About 8% of voters with disabilities want to vote fully online by smartphone or computer, compared to 12% of voters without disabilities. Among voters with vision impairment, only 2% wanted to vote this way. Among nonvoters, 27% of those with disabilities (9% of those with vision impairment) and 20% of those without disabilities want to vote online.

Some states offered the option in 2020 of receiving a ballot online, filling it out on the computer, printing it, and mailing the paper ballot. (Or, receiving the ballot online, printing it, marking it with a pen, and mailing it.) This form of remote accessible voting (RAV) is regarded by experts as securable enough in principle* to be used in public elections (see the NASEM report or the CISA report). About 4% of voters with disabilities and 10% of nonvoters (with or without disabilities) would like to vote this way. Professors Schur and Kruse speculate that these small percentages may be because of “lack of familiarity” with this method that “has promise for enabling people with vision impairments to vote confidentially at home.”

Analysis

Electronic ballot return (EBR)–casting ballots over the internet–is known to be insecure, and not securable by any known technology. Many people would like to vote, paperless, on their computers or smartphones–and if were possible to do so securely and fairly and with equal access, I might want to as well.

Even though it’s impossible to make secure, the argument is sometimes advanced that we need EBR to accommodate voters with disabilities. But the Rutgers opinion surveys (quoted above) show that voters with disabilities are less likely than other voters to want this.

You might argue, nonvoters with disabilities need this in order to become voters. But the Rutgers opinion surveys show that nonvoters with vision impairment are less likely to want EBR than other nonvoters. And nonvoters with other disabilities are about as likely to want EBR as nonvoters without disabilities. So I think these arguments–that voters with disabilities want and need EBR—are unsupported by evidence.

Conclusions

This survey data about the actual experiences and preferences of voters with and without disabilities shows that improvements in U.S. election procedures and systems, and the motivation of people with disabilities to vote, have made significant improvements: both in the rate of voting (by people with disabilities) and the ease of voting (in person and by mail).

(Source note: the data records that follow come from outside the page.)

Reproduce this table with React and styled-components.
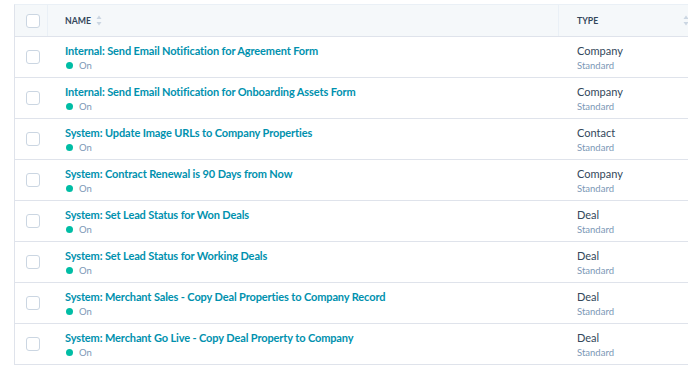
import React from 'react';
import styled, { createGlobalStyle } from 'styled-components';

const GlobalStyle = createGlobalStyle`
  body {
    margin: 0;
    background: #fff;
    font-family: Lato, 'Open Sans', sans-serif;
    overflow: hidden;
  }
`;

const Page = styled.div`
  padding: 4px 0 0 14px;
  width: 688px;
  height: 370px;
  box-sizing: border-box;
`;

const Table = styled.div`
  width: 690px;
  border-left: 1px solid #dfe3eb;
  border-top: 1px solid #eaf0f6;
`;

const Row = styled.div`
  display: grid;
  grid-template-columns: 33px 511px 1fr;
  height: ${p => (p.$head ? 32 : 41)}px;
  background: ${p => (p.$head ? '#f5f8fa' : '#fff')};
  border-bottom: 1px solid #dfe3eb;
  box-sizing: border-box;
`;

const Cell = styled.div`
  display: flex;
  flex-direction: column;
  justify-content: center;
  padding-left: ${p => p.$pad || 0}px;
  border-right: ${p => (p.$divider ? '1px solid #eaf0f6' : 'none')};
`;

const CheckCell = styled.div`
  display: flex;
  align-items: center;
  justify-content: center;
  border-right: ${p => (p.$divider ? '1px solid #eaf0f6' : 'none')};
`;

const Check = styled.span`
  width: 12px;
  height: 12px;
  border: 1.5px solid #cbd6e2;
  border-radius: 3px;
  background: #fff;
  margin-left: 3px;
`;

const HeadLabel = styled.div`
  display: flex;
  align-items: center;
  justify-content: space-between;
  font-size: 8.7px;
  font-weight: 700;
  color: #33475b;
  padding-right: ${p => p.$right || 0}px;
`;

const LabelText = styled.span`
  display: flex;
  align-items: center;
  gap: 5px;
`;

const Sort = styled.svg`
  width: 6px;
  height: 11px;
`;

const Title = styled.a`
  font-size: 11px;
  font-weight: 700;
  letter-spacing: -0.12px;
  color: #0091ae;
  text-decoration: none;
  line-height: 15px;
`;

const Status = styled.div`
  display: flex;
  align-items: center;
  gap: 6px;
  font-size: 9.5px;
  color: #7c98b6;
  line-height: 13px;
  margin-top: 1px;
`;

const Dot = styled.span`
  width: 7px;
  height: 7px;
  border-radius: 50%;
  background: #00bda5;
  margin-left: 1px;
`;

const TypeName = styled.div`
  font-size: 11px;
  color: #33475b;
  line-height: 15px;
`;

const TypeSub = styled.div`
  font-size: 9.5px;
  color: #7c98b6;
  line-height: 13px;
  margin-top: 1px;
`;

const SortIcon = () => (
  <Sort viewBox="0 0 6 11">
    <path d="M3 0.5 L5.5 4 L0.5 4 Z" fill="#cbd6e2" />
    <path d="M3 10.5 L5.5 7 L0.5 7 Z" fill="#cbd6e2" />
  </Sort>
);

const workflows = [
  { name: 'Internal: Send Email Notification for Agreement Form', type: 'Company' },
  { name: 'Internal: Send Email Notification for Onboarding Assets Form', type: 'Company' },
  { name: 'System: Update Image URLs to Company Properties', type: 'Contact' },
  { name: 'System: Contract Renewal is 90 Days from Now', type: 'Company' },
  { name: 'System: Set Lead Status for Won Deals', type: 'Deal' },
  { name: 'System: Set Lead Status for Working Deals', type: 'Deal' },
  { name: 'System: Merchant Sales - Copy Deal Properties to Company Record', type: 'Deal' },
  { name: 'System: Merchant Go Live - Copy Deal Property to Company', type: 'Deal' },
];

export default function App() {
  return (
    <>
      <GlobalStyle />
      <Page>
        <Table>
          <Row $head>
            <CheckCell $divider>
              <Check />
            </CheckCell>
            <Cell $pad={17} $divider>
              <HeadLabel>
                <LabelText>NAME <SortIcon /></LabelText>
              </HeadLabel>
            </Cell>
            <Cell $pad={18}>
              <HeadLabel $right={16}>
                <LabelText>TYPE</LabelText>
                <SortIcon />
              </HeadLabel>
            </Cell>
          </Row>
          {workflows.map((w, i) => (
            <Row key={i}>
              <CheckCell>
                <Check />
              </CheckCell>
              <Cell $pad={17}>
                <Title href="#">{w.name}</Title>
                <Status>
                  <Dot />
                  On
                </Status>
              </Cell>
              <Cell $pad={18}>
                <TypeName>{w.type}</TypeName>
                <TypeSub>Standard</TypeSub>
              </Cell>
            </Row>
          ))}
        </Table>
      </Page>
    </>
  );
}
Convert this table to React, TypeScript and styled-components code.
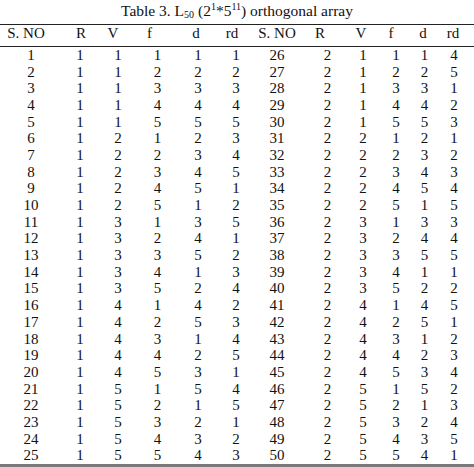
import React from "react";
import styled, { createGlobalStyle } from "styled-components";

const Global = createGlobalStyle`
  html, body { margin: 0; padding: 0; background: #fff; }
  body { font-family: "Liberation Serif", "Times New Roman", serif; color: #111; }
`;

const Page = styled.div`
  width: 474px;
  height: 467px;
  overflow: hidden;
  display: flex;
  flex-direction: column;
`;

const Title = styled.div`
  height: 24px;
  font-size: 15.5px;
  line-height: 21px;
  text-align: center;
  sub { font-size: 10px; vertical-align: -2px; line-height: 0; }
  sup { font-size: 10px; vertical-align: 6px; line-height: 0; }
`;

const Table = styled.div`
  display: flex;
  flex-direction: column;
  border-top: 1px solid #222;
  border-bottom: 3px solid #7a7a7a;
`;

const COLS = "56px 43px 38px 41px 39px 39px 45px 44px 35px 30px 28px 36px";

const HeaderRow = styled.div`
  display: grid;
  grid-template-columns: ${COLS};
  height: 21px;
  line-height: 16px;
  border-bottom: 1px solid #222;
  font-size: 15px;
`;

const Row = styled.div`
  display: grid;
  grid-template-columns: ${COLS};
  height: 16.7px;
  line-height: 16.7px;
  font-size: 15px;
`;

const Cell = styled.div<{ $shift: number }>`
  text-align: center;
  white-space: nowrap;
  padding-left: ${(p) => Math.max(0, 2 * p.$shift)}px;
  padding-right: ${(p) => Math.max(0, -2 * p.$shift)}px;
`;

const HEAD = ["S. NO", "R", "V", "f", "d", "rd", "S. NO", "R", "V", "f", "d", "rd"];
const HEAD_SHIFT = [-2, 3.5, -5, -8, -1.5, -4.5, -1.5, -3, -1.5, -4, -1, -3];
const DATA_SHIFT = [3, 2.5, 0, 0, 0.5, -0.5, -1.5, 4.5, 0.5, 1, 0.5, -2];

const LEFT: number[][] = [
  [1, 1, 1, 1, 1], [1, 1, 2, 2, 2], [1, 1, 3, 3, 3], [1, 1, 4, 4, 4], [1, 1, 5, 5, 5],
  [1, 2, 1, 2, 3], [1, 2, 2, 3, 4], [1, 2, 3, 4, 5], [1, 2, 4, 5, 1], [1, 2, 5, 1, 2],
  [1, 3, 1, 3, 5], [1, 3, 2, 4, 1], [1, 3, 3, 5, 2], [1, 3, 4, 1, 3], [1, 3, 5, 2, 4],
  [1, 4, 1, 4, 2], [1, 4, 2, 5, 3], [1, 4, 3, 1, 4], [1, 4, 4, 2, 5], [1, 4, 5, 3, 1],
  [1, 5, 1, 5, 4], [1, 5, 2, 1, 5], [1, 5, 3, 2, 1], [1, 5, 4, 3, 2], [1, 5, 5, 4, 3],
];

const RIGHT: number[][] = [
  [2, 1, 1, 1, 4], [2, 1, 2, 2, 5], [2, 1, 3, 3, 1], [2, 1, 4, 4, 2], [2, 1, 5, 5, 3],
  [2, 2, 1, 2, 1], [2, 2, 2, 3, 2], [2, 2, 3, 4, 3], [2, 2, 4, 5, 4], [2, 2, 5, 1, 5],
  [2, 3, 1, 3, 3], [2, 3, 2, 4, 4], [2, 3, 3, 5, 5], [2, 3, 4, 1, 1], [2, 3, 5, 2, 2],
  [2, 4, 1, 4, 5], [2, 4, 2, 5, 1], [2, 4, 3, 1, 2], [2, 4, 4, 2, 3], [2, 4, 5, 3, 4],
  [2, 5, 1, 5, 2], [2, 5, 2, 1, 3], [2, 5, 3, 2, 4], [2, 5, 4, 3, 5], [2, 5, 5, 4, 1],
];

export default function App() {
  return (
    <Page>
      <Global />
      <Title>
        Table 3. L<sub>50</sub> (2<sup>1</sup>*5<sup>11</sup>) orthogonal array
      </Title>
      <Table>
        <HeaderRow>
          {HEAD.map((h, i) => (
            <Cell key={i} $shift={HEAD_SHIFT[i]}>{h}</Cell>
          ))}
        </HeaderRow>
        {LEFT.map((l, r) => {
          const vals = [r + 1, ...l, r + 26, ...RIGHT[r]];
          return (
            <Row key={r}>
              {vals.map((v, i) => (
                <Cell key={i} $shift={DATA_SHIFT[i]}>{v}</Cell>
              ))}
            </Row>
          );
        })}
      </Table>
    </Page>
  );
}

While we all would appreciate the convenience of internet voting if only it were possible to do that reliably and securely, the proportion of people with disabilities who wish to vote by internet is not appreciably different than the proportion of those without disabilities; and a significantly smaller proportion of voters with visual impairments want to vote that way. So it seems that those voters are not correctly portrayed by the National Federation for the Blind, which has been lobbying hard for electronic ballot return. But recently the NFB has agreed** that EBR is not necessary for a “fair, reasonable, and adequate” system of remote accessible voting, so that’s progress.

What next?

Noel Runyan, a California computer scientist and voting expert who is legally blind, writes [with my explanations in brackets],

Instead of resorting to more uncontrolled use of electronic ballot return (EBR), election reform bills such as S.1. should focus on encouraging and providing funding for effective ways to address the needs of voters with disabilities. For example, several concrete activities for which S.1. could provide grants are:
1.        Independent testing and reporting about the security and usability of remote accessible voting systems. [That is, systems that allow the voter to download a ballot, mark it using an accessible interface, print it, and mail it; these are securable in principle but some vendors’ products are insecure or really difficult to use.]
2.        Development of scanning apps for accessible verification of paper ballots with ballot mark-sensing optical character recognition (OCR). [That is, suppose a blind voter uses a ballot-marking device or computer to mark a ballot, which then gets printed out for ballot-return, to avoid the severe insecurities with electronic ballot return. The voter would like to be able to use a smartphone app to see what’s printed on the ballot. Such apps already exist for many kinds of documents, but what’s needed is an app that can understand the concept of “filled in ovals” that indicate votes, and correlate them to the candidate names.]
3.        Support and guidelines for different types of mobile voting, including: bringing ballots and portable voting equipment to senior centers and retirement facilities, and “Go-to-Voter” services where election officials bring portable accessible voting directly to individual voters (most Oregon counties provide such service).
4.        Improving accessibility of pre- and post-election related information, more accessible county election websites and Personalized Election Results (PER) summarizing election results based on the voter’s own precinct. [That is, some text-based web site designs are readily accessible to blind voters through the use of screen-reader browser plug-ins, but other web sites that rely heavily on graphics and images without alternate text can be difficult or impossible to interpret with screen-reader plugins. This problem plagues both commercial websites (online shopping) and noncommercial web sites (county election web sites), and there are many things that election administrators could do to improve the accessibility of their web sites.]

[Noel Runyan continues,] I’d like to see improvements to voting accessibility for all voters, and especially for those with disabilities. But we can do that without having to trade away privacy and security for the assumed benefits of EBR for a few.


Footnotes.

*In principle it can be adequately secure to deliver unvoted ballots to voters by electronic means, for the voter to print and mark at home and mail back on paper, or mark on a home computer and then print and mail. The reason it’s securable is that the voter can verify what’s printed on the paper, and it’s the same piece of paper that will be counted by the voting machine or in a recount or audit. But actual implementations of this voting mode–actual “remote accessible voting” products offered by certain vendors to states and counties–are not necessarily secure. See this article.

** The NFB has lobbied in many states and in the U.S. Congress for electronic ballot return (that is, internet voting), and has sued many states. However, in 2020 the NFB of Virginia’s lawsuit against the State of Virginia led to a consent decree in which the NFB and State agreed on a system of remote accessible voting (RAV) that includes, among other things: “[Virginia] will make available to all localities a tool that will allow print disabled voters to electronically and accessibly receive and mark absentee ballots using screen reader assistive technology (the Ballot Marking Tool). … Any voter who utilizes the Ballot Marking Tool shall still be required to mail or physically return their absentee ballot to the relevant general registrar. … The agreement represents a fair, reasonable, and adequate resolution of this dispute and is squarely in the public interest.”